> _EXERCISE_
Where a line of the material contains the string "drawn", copy that line.

> _INPUT MATERIAL_
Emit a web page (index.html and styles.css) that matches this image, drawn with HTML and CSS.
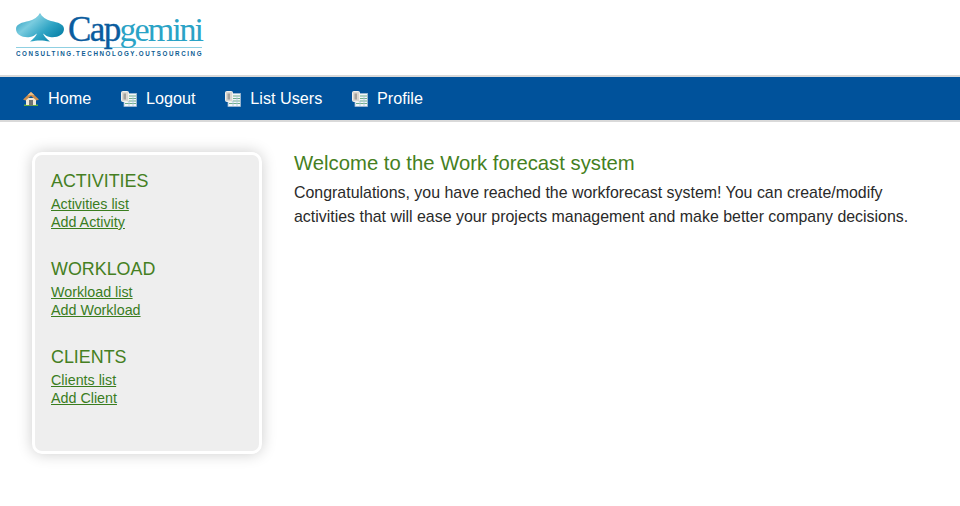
FILE: index.html
```html
<!DOCTYPE html>
<html lang="en">
<head>
<meta charset="utf-8">
<title>Work forecast system</title>
<link rel="stylesheet" href="styles.css">
</head>
<body>
<header class="header">
  <div class="logo">
    <div class="logo-main">
      <svg class="logo-spade" width="48" height="29" viewBox="0 0 48 29">
        <defs>
          <linearGradient id="sp" x1="0" y1="0" x2="1" y2="0.7">
            <stop offset="0" stop-color="#1390b6"/>
            <stop offset="0.38" stop-color="#7accdf"/>
            <stop offset="0.7" stop-color="#2fa4c4"/>
            <stop offset="1" stop-color="#0a83a9"/>
          </linearGradient>
        </defs>
        <path d="M24 0 C26 4 30 6.500 35 8 C42 9.500 48 11 48 16 C48 22 41 25 34 24 C31 23.500 29 22 27 20.500 C28 23 30.500 26 34 28.500 C30 28 27 27.500 24 27.500 C21 27.500 18 28 14 28.500 C17.500 26 20 23 21 20.500 C19 22 17 23.500 14 24 C7 25 0 22 0 16 C0 11 6 9.500 13 8 C18 6.500 22 4 24 0 Z" fill="url(#sp)"/>
      </svg>
      <span class="logo-word"><span class="logo-cap">Cap</span><span class="logo-gem">gemini</span></span>
    </div>
    <div class="logo-tag">CONSULTING.TECHNOLOGY.OUTSOURCING</div>
  </div>
</header>
<nav class="nav">
  <a class="nav-item" href="#">
    <svg class="nav-icon" width="16" height="16" viewBox="0 0 16 16">
      <path d="M1 15 H15 V13.500 H1 Z" fill="#63ad3f"/>
      <rect x="3" y="7" width="10" height="7" fill="#f0e8d8"/>
      <rect x="6" y="9" width="4" height="5.500" fill="#707273"/>
      <path d="M8 1 L16 8.500 L13.500 9.500 L8 5 L2.500 9.500 L0 8.500 Z" fill="#c98d4e"/>
      <path d="M8 1 L11.500 4.300 L8 4 L4.500 4.300 Z" fill="#e8bd88"/>
    </svg>
    Home
  </a>
  <a class="nav-item" href="#">
    <svg class="nav-icon" width="16" height="16" viewBox="0 0 16 16"><use href="#doc"/></svg>
    Logout
  </a>
  <a class="nav-item" href="#">
    <svg class="nav-icon" width="16" height="16" viewBox="0 0 16 16">
      <g id="doc">
        <rect x="3" y="2.500" width="12.500" height="13" fill="#f2f6fa" stroke="#9fb8d2" stroke-width=".8"/>
        <path d="M8 5h7M8 7.500h7M4 10h11M4 12.500h11" stroke="#6fae8a" stroke-width="1.100"/>
        <path d="M8 9v6M12 5v10" stroke="#a9c4de" stroke-width=".8"/>
        <rect x="0.500" y="0.500" width="7" height="10" rx="1" fill="#d9d7d2" stroke="#f1f0ec"/>
        <rect x="2.500" y="2.500" width="2.500" height="6" fill="#a3a29e"/>
      </g>
    </svg>
    List Users
  </a>
  <a class="nav-item" href="#">
    <svg class="nav-icon" width="16" height="16" viewBox="0 0 16 16"><use href="#doc"/></svg>
    Profile
  </a>
</nav>
<div class="page">
  <aside class="sidebar">
    <section class="group">
      <h3 class="group-title">ACTIVITIES</h3>
      <a class="side-link" href="#">Activities list</a>
      <a class="side-link" href="#">Add Activity</a>
    </section>
    <section class="group">
      <h3 class="group-title">WORKLOAD</h3>
      <a class="side-link" href="#">Workload list</a>
      <a class="side-link" href="#">Add Workload</a>
    </section>
    <section class="group">
      <h3 class="group-title">CLIENTS</h3>
      <a class="side-link" href="#">Clients list</a>
      <a class="side-link" href="#">Add Client</a>
    </section>
  </aside>
  <main class="content">
    <h1 class="title">Welcome to the Work forecast system</h1>
    <p class="intro">Congratulations, you have reached the workforecast system! You can create/modify activities that will ease your projects management and make better company decisions.</p>
  </main>
</div>
</body>
</html>
```
FILE: styles.css
```css
* { box-sizing: border-box; }
html, body { margin: 0; padding: 0; }
body {
  background: #fff;
  color: #222;
  font-family: "Liberation Sans", Arial, sans-serif;
  height: 506px;
  overflow: hidden;
}
.header { height: 75px; padding: 13px 0 0 16px; }
.logo { width: 186px; }
.logo-main { display: flex; align-items: flex-start; height: 35px; border-bottom: 1px solid #8fd0e2; }
.logo-spade { flex: none; width: 48px; height: 29px; }
.logo-word {
  font-family: "Liberation Serif", serif;
  font-size: 35px;
  line-height: 33px;
  margin-left: 4px;
  white-space: nowrap;
}
.logo-cap { color: #0a5c9e; letter-spacing: -1.6px; -webkit-text-stroke: .4px #0a5c9e; }
.logo-gem { color: #2aa3c6; font-size: 34px; letter-spacing: -2px; }
.logo-tag {
  margin-top: 1px;
  font-size: 8px;
  font-weight: bold;
  line-height: 9px;
  color: #0d5c92;
  letter-spacing: 2.050px;
  white-space: nowrap;
  transform: scaleX(.78);
  transform-origin: left top;
}
.nav {
  height: 47px;
  background: #00529b;
  border-top: 2px solid #d9d9d9;
  border-bottom: 2px solid #d9d9d9;
  display: flex;
  align-items: center;
  padding-left: 23px;
  gap: 29.800px;
}
.nav-item {
  display: flex;
  align-items: center;
  gap: 9px;
  color: #fff;
  text-decoration: none;
  font-size: 16.200px;
}
.nav-icon { flex: none; }
.page { display: flex; padding: 30px 0 0 32px; }
.sidebar {
  width: 230px;
  height: 302px;
  background: #eee;
  border: 3px solid #fff;
  border-radius: 10px;
  box-shadow: 0 0 15px rgba(0,0,0,.2);
  padding: 16px 16px 0;
  flex: none;
}
.group { margin-bottom: 28px; }
.group-title {
  margin: 0 0 4px;
  font-size: 17.900px;
  line-height: 20px;
  font-weight: normal;
  color: #457f22;
}
.side-link {
  display: block;
  font-size: 14.300px;
  line-height: 18px;
  color: #3a7d1e;
}
.content { margin-left: 32px; width: 624px; }
.title {
  margin: -1px 0 0;
  font-size: 20.300px;
  line-height: 24px;
  font-weight: normal;
  color: #457f22;
}
.intro { margin: 6px 0 0; font-size: 15.930px; line-height: 24px; color: #2a2a2a; }
```
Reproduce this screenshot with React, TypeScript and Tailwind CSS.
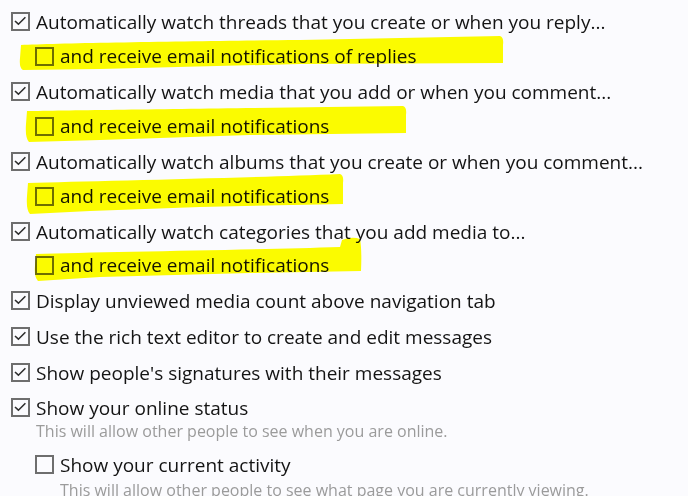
import React from "react";

type Pref = {
  label: string;
  checked: boolean;
  sub?: string;
  hint?: string;
  child?: { label: string; hint: string };
};

const prefs: Pref[] = [
  {
    label: "Automatically watch threads that you create or when you reply...",
    checked: true,
    sub: "and receive email notifications of replies",
  },
  {
    label: "Automatically watch media that you add or when you comment...",
    checked: true,
    sub: "and receive email notifications",
  },
  {
    label: "Automatically watch albums that you create or when you comment...",
    checked: true,
    sub: "and receive email notifications",
  },
  {
    label: "Automatically watch categories that you add media to...",
    checked: true,
    sub: "and receive email notifications",
  },
  { label: "Display unviewed media count above navigation tab", checked: true },
  { label: "Use the rich text editor to create and edit messages", checked: true },
  { label: "Show people's signatures with their messages", checked: true },
  {
    label: "Show your online status",
    checked: true,
    hint: "This will allow other people to see when you are online.",
    child: {
      label: "Show your current activity",
      hint: "This will allow other people to see what page you are currently viewing.",
    },
  },
];

function Box({ checked }: { checked: boolean }) {
  return (
    <span className="w-[19px] h-[19px] shrink-0 border-2 border-[#6e6e6e] flex items-center justify-center">
      {checked && (
        <svg width="15" height="15" viewBox="0 0 15 15">
          <path d="M2 7 L5.4 10.2 L12.4 3.2" fill="none" stroke="#2f2f2f" strokeWidth="1.6" />
        </svg>
      )}
    </span>
  );
}

function Row({
  label,
  checked,
  className,
  textClass = "pt-[2px]",
}: {
  label: string;
  checked: boolean;
  className: string;
  textClass?: string;
}) {
  return (
    <div className={`flex items-center gap-[6px] ${className}`}>
      <Box checked={checked} />
      <span className={`whitespace-nowrap ${textClass}`}>{label}</span>
    </div>
  );
}

// yellow marker strokes drawn over the sub options
function Highlights() {
  return (
    <svg className="absolute inset-0 pointer-events-none mix-blend-multiply" width="688" height="496">
      <g fill="#ffff00">
        <path d="M21 45 C60 43 200 41 300 40 L500 36 Q504 37 503 45 L503 63 L300 64 L100 69 L23 70 Q19 68 20 58 Z" />
        <path d="M27 111 C80 110 250 108 403 106 Q407 107 406 115 L406 133 L250 135 L100 140 L29 142 Q25 138 26 124 Z" />
        <path d="M28 183 C90 181 250 178 340 174 Q344 175 343 183 L343 204 L200 207 L90 211 L30 214 Q26 210 27 196 Z" />
        <path d="M36 254 C100 252 250 250 340 247 L342 240 Q352 236 360 239 Q362 250 361 271 L250 273 L100 277 L38 281 Q34 277 35 266 Z" />
      </g>
    </svg>
  );
}

export default function App() {
  return (
    <div
      className="relative w-[688px] h-[496px] overflow-hidden bg-[#fbfbfe] text-[#141414] text-[19px]"
      style={{ fontFamily: '"Open Sans", "DejaVu Sans", sans-serif' }}
    >
      <div className="flex flex-col pt-[4px] pl-[11px]">
        {prefs.map((p, i) => (
          <div key={p.label} className="flex flex-col">
            <Row
              label={p.label}
              checked={p.checked}
              className={p.sub || p.hint ? "h-[34px]" : "h-[36px]"}
            />
            {p.sub && (
              <Row
                label={p.sub}
                checked={false}
                textClass=""
                className={`${i === 3 ? "h-[34px]" : "h-[36px]"} pl-[24px]`}
              />
            )}
            {p.hint && (
              <div className="-mt-[3px] h-[26px] pl-[25px] leading-[20px] text-[16px] text-[#9b9b9b] whitespace-nowrap">
                {p.hint}
              </div>
            )}
            {p.child && (
              <div className="flex flex-col pl-[24px]">
                <Row label={p.child.label} checked={false} className="h-[34px]" />
                <div className="-mt-[1px] pl-[25px] leading-[20px] text-[16px] text-[#9b9b9b] whitespace-nowrap">
                  {p.child.hint}
                </div>
              </div>
            )}
          </div>
        ))}
      </div>
      <Highlights />
    </div>
  );
}
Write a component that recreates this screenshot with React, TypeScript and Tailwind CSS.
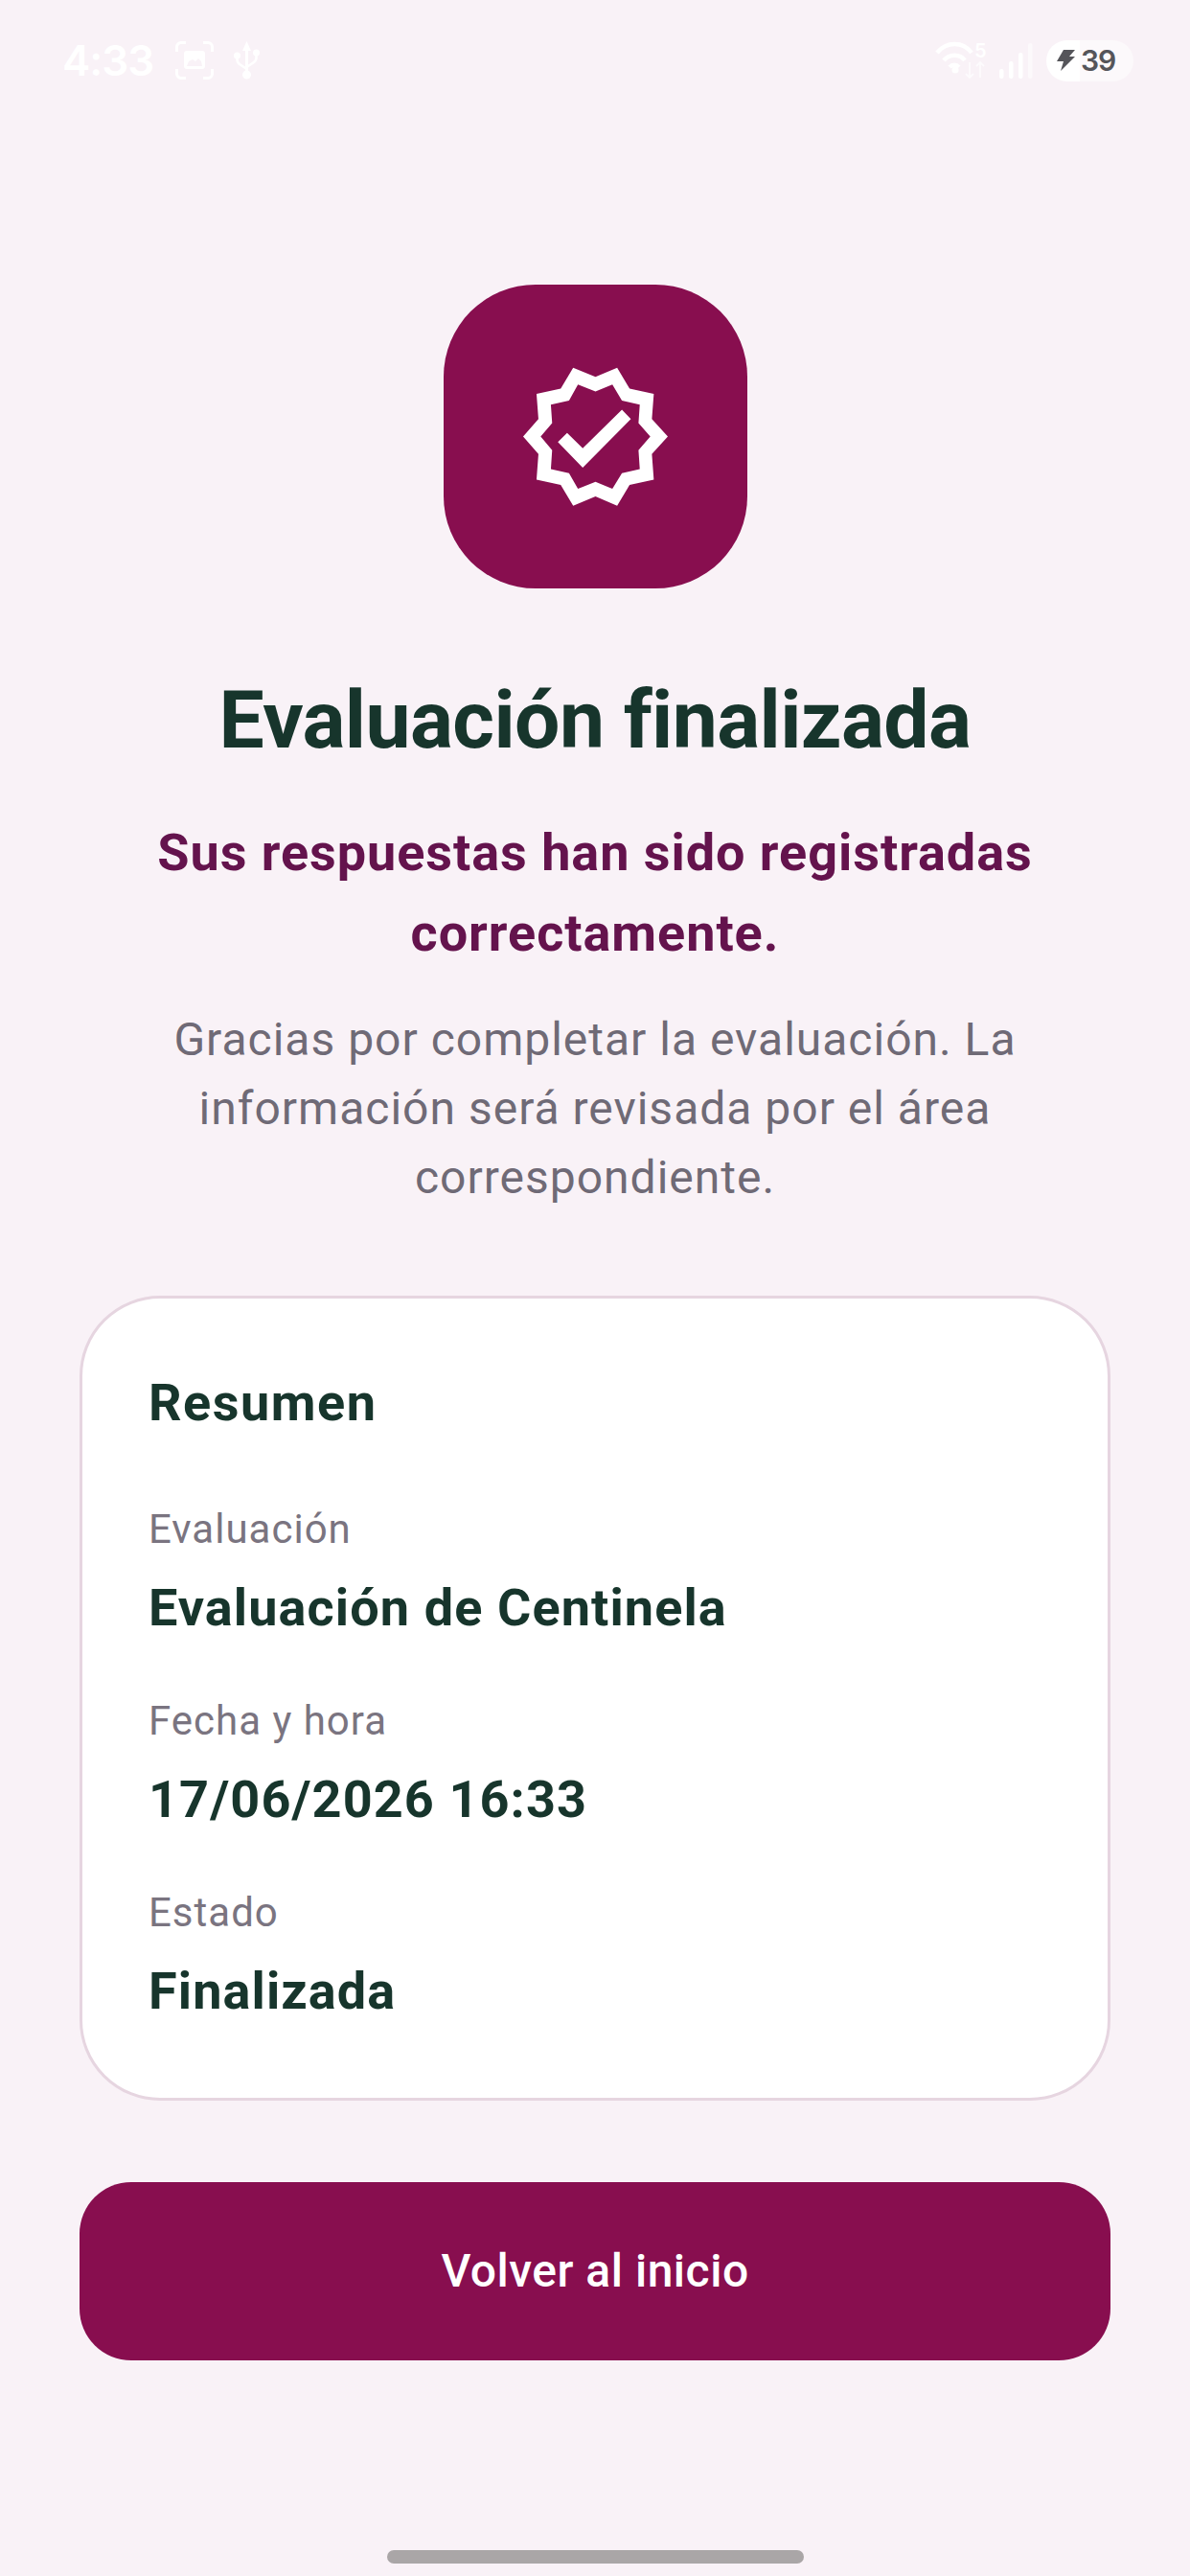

> _FINISHED TASK_
Emit a web page (index.html and styles.css) that matches this image, drawn with HTML and CSS.
// yellow marker strokes drawn over the sub options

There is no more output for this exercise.